Editor’s note: The following is a guest post from David McIntire, director, ADM Solution and Offering Development, Capgemini Americas; and Pieter Pottie, senior director, head of CIO advisory, Capgemini Invent.
Transformation is key to remain competitive in the face of rapidly changing customer demand, but executing those projects often means optimizing costs across IT and the business.
However, traditional cost cutting approaches are not designed to find this balance, because they typically target transformative investments for cuts, prioritizing current operations. This short-term cost efficiency focus doesn’t lead to sustained savings, as the environment stagnates and requires greater investment later on.
Nowadays, CIOs are expected to do more with less. While digital transformation and customer experience efforts remain a top priority for these executives, efficiency improvements and cost reductions increase in focus as economic uncertainty grows.
Higher borrowing costs, skills shortages, increasing cloud pricing and disruptions in the supply chain are also leading to reconsideration of new projects and reevaluation of ROI for ongoing and proposed projects.
To counteract this, CIOs should establish a culture of proactive IT cost optimization across their business to strengthen their position with their C-suite and stakeholders; leveraging cost reduction initiatives across different time horizons to act as a funding mechanism for the broader transformational initiatives.
For an organization to achieve sustained, long-term results, cost reduction efforts should be woven into the business structure itself.
Leaders should consider implementing a top-down approach to their cost reduction program to help drive significant, sustainable cost optimization while increasing agility, speed and customer centricity.
Here are three steps enterprises should take when they’re staring down at budget constraints across their business:
1. Understand what has already been done to reduce costs:
Identify current and past reduction programs and analyze realized cost savings.
2. Look for significant opportunities for additional savings:
Connect running initiatives to a cost optimization framework and identify blank spots and underexploited potentials where incremental value may be uncovered.
3. Determine how to capture savings:
Create an action plan and establish a framework to continuously track costs.
In place of the traditional approach of targeting discretionary or transformational spending for cuts, the top-down approach can be leveraged to identify how ongoing operational spend can be reduced.
Examples of areas of operational spend that can be targeted to drive value include:
- FinOps and software license spend: Over time, spending on cloud instances and software licenses can proliferate beyond what is needed by the organization. Analyzing and understanding the current spend versus the requirements can drive rapid cost savings.
- Industrialization and automation: Expanding the use of automation in infrastructure and application management can reduce support costs and improve customer experience. Maturing and industrializing support processes can also increase the efficiency of service delivery and free up resources for transformational initiatives.
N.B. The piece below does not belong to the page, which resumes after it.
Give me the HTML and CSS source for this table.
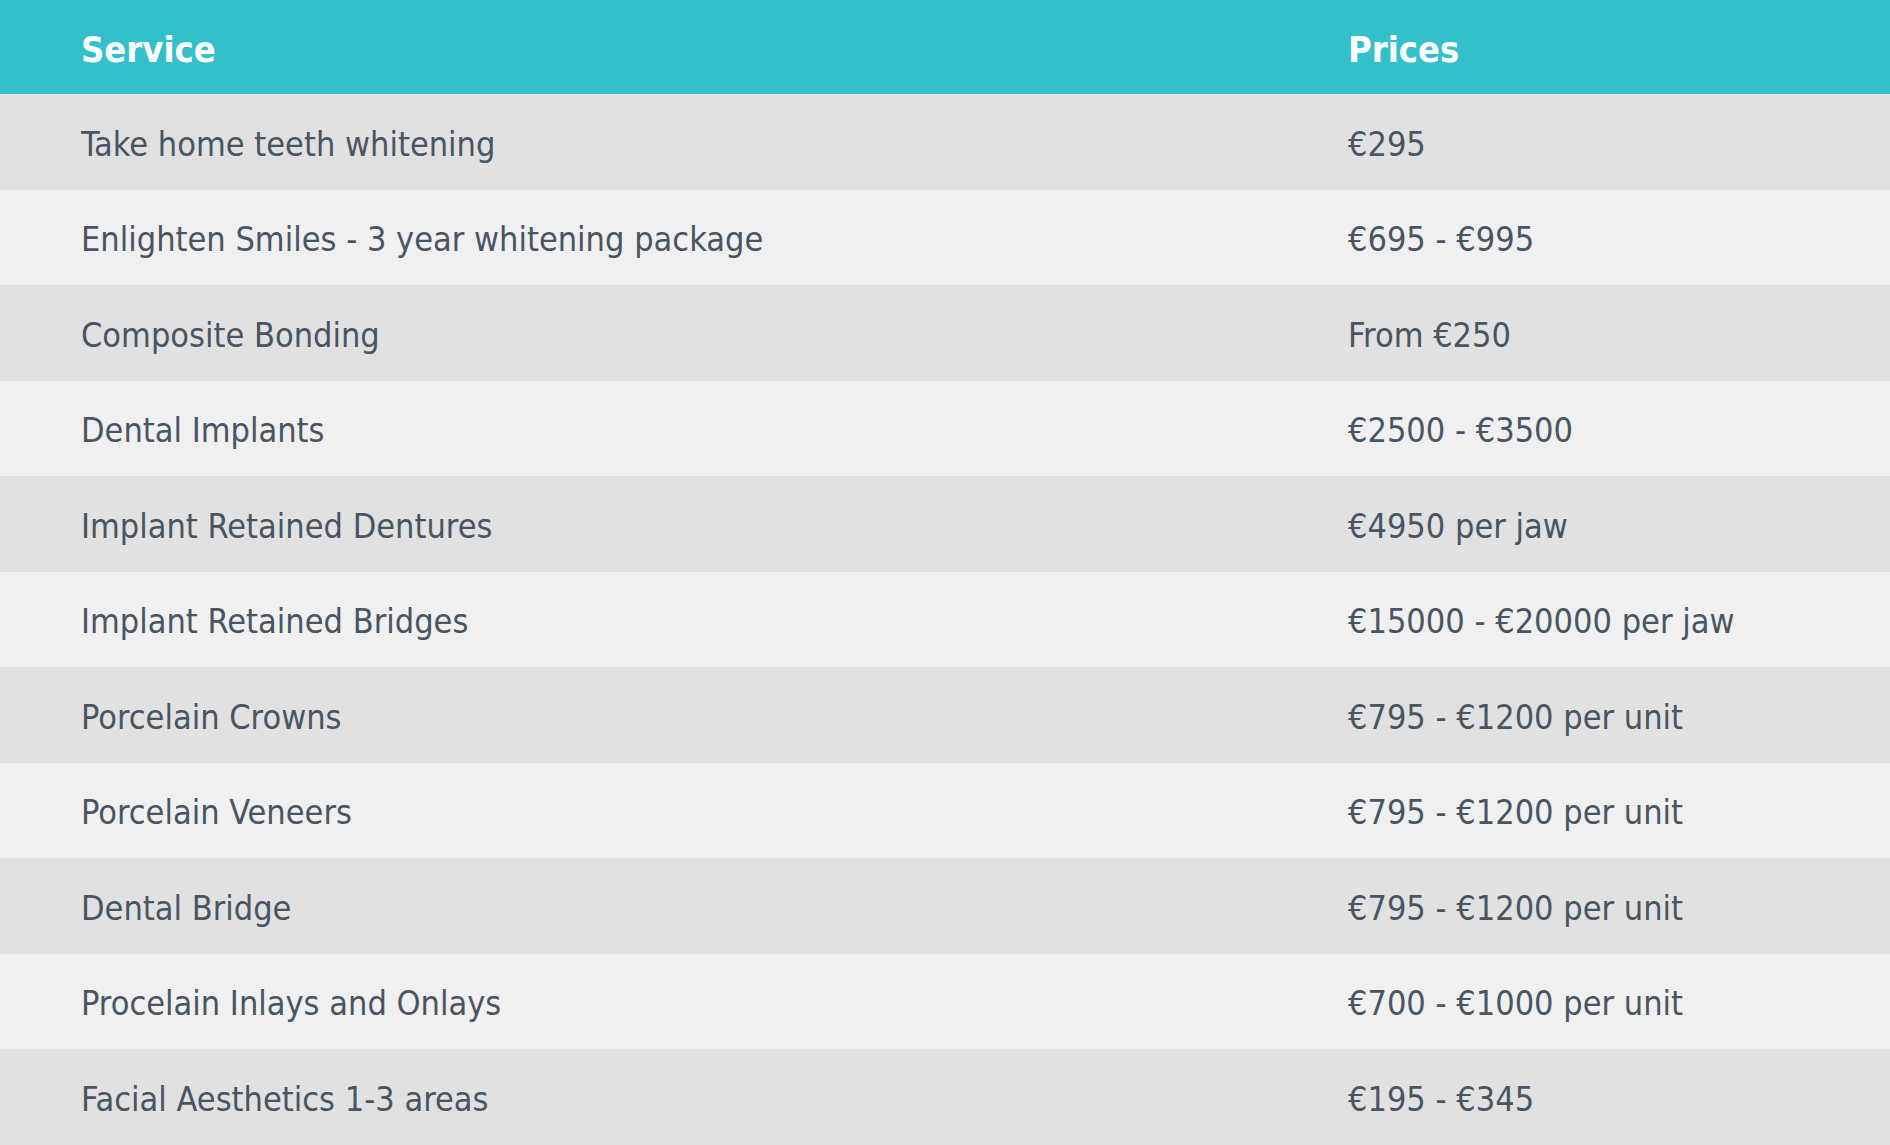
FILE: index.html
```html
<!DOCTYPE html>
<html lang="en">
<head>
<meta charset="utf-8">
<title>Prices</title>
<link rel="stylesheet" href="styles.css">
</head>
<body>
<table class="price-table">
  <thead>
    <tr><th class="col-service">Service</th><th class="col-price">Prices</th></tr>
  </thead>
  <tbody>
    <tr><td>Take home teeth whitening</td><td>€295</td></tr>
    <tr><td>Enlighten Smiles - 3 year whitening package</td><td>€695 - €995</td></tr>
    <tr><td>Composite Bonding</td><td>From €250</td></tr>
    <tr><td>Dental Implants</td><td>€2500 - €3500</td></tr>
    <tr><td>Implant Retained Dentures</td><td>€4950 per jaw</td></tr>
    <tr><td>Implant Retained Bridges</td><td>€15000 - €20000 per jaw</td></tr>
    <tr><td>Porcelain Crowns</td><td>€795 - €1200 per unit</td></tr>
    <tr><td>Porcelain Veneers</td><td>€795 - €1200 per unit</td></tr>
    <tr><td>Dental Bridge</td><td>€795 - €1200 per unit</td></tr>
    <tr><td>Procelain Inlays and Onlays</td><td>€700 - €1000 per unit</td></tr>
    <tr><td>Facial Aesthetics 1-3 areas</td><td>€195 - €345</td></tr>
  </tbody>
</table>
</body>
</html>
```
FILE: styles.css
```css
html, body {
  margin: 0;
  padding: 0;
  background: #f0f0f0;
}
body {
  font-family: "DejaVu Sans Condensed", "DejaVu Sans", sans-serif;
  color: #485562;
}
.price-table {
  width: 100%;
  border-collapse: collapse;
  table-layout: fixed;
}
.price-table th,
.price-table td {
  text-align: left;
  padding: 0 0 0 81px;
  vertical-align: middle;
  white-space: nowrap;
  box-sizing: border-box;
}
.col-service { width: 1267px; }
.price-table th {
  font-size: 36px;
  background: #34c0cb;
  color: #ffffff;
  font-weight: bold;
  height: 94px;
  padding-top: 5px;
}
.price-table td {
  font-size: 34px;
  height: 95.5px;
  padding-top: 4px;
}
.price-table tbody tr:nth-child(odd) { background: #e1e1e1; }
.price-table tbody tr:nth-child(even) { background: #f0f0f0; }
```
- Rightshoring strategy: Ensuring that the delivery organization is balancing the efficiencies of lower cost delivery locations for low-criticality work with local resources can reduce the organization’s overall total cost of ownership without impacting delivery.
The benefits
A focus on IT cost optimization enables companies to target their IT spending at the areas with highest value.
By leveraging a structured cost optimization program that identifies value across various time horizons, an organization will not only free up resources to self-fund the next generation of transformation but also increase buy-in through the rapid demonstration of value.
But the value of this approach isn’t limited to dollars and cents.
Cost optimization programs that simplify and modernize both the IT organization and technical landscape also increase the ability of the organization to respond to challenges and opportunities.
As the past several years have demonstrated, challenges can take unexpected forms and require a variety of responses. A simplified environment and agile organization is better positioned regardless of the form the next challenge or opportunity takes.
The common pitfalls
Achieving IT cost optimization is not always easy. Along with several organizational complexities and constraints, businesses may find it difficult to optimize and improve cost performance.
Below are some common hurdles that companies might face as they seek to optimize IT costs:
- Cost cutting instead of cost optimization: Traditional cost take-out initiatives follow a bottom-up approach and mostly fight cost symptoms, generating quick but unsustainable impacts. Instead, seek to transform IT spending structure sustainably to enable the digital agenda.
- Unclear alignment between IT and the business: There is usually a lack of clarity around IT spend with the overall objectives and priorities of the business.
- A siloed approach: When teams operate individually, often, there is duplication of effort and inefficient use of resources.
- A lack of accurate data: If there’s inaccessible, obsolete or unavailable data, this can impact cost optimization efforts.
As enterprises scale and add on more expenses, IT cost optimization should quickly become an integral part of an effective IT business strategy. By implementing the right tools and measures, organizations can ensure they’ll gain momentum, build a culture of continuous improvement and innovation and be competitive in the marketplace.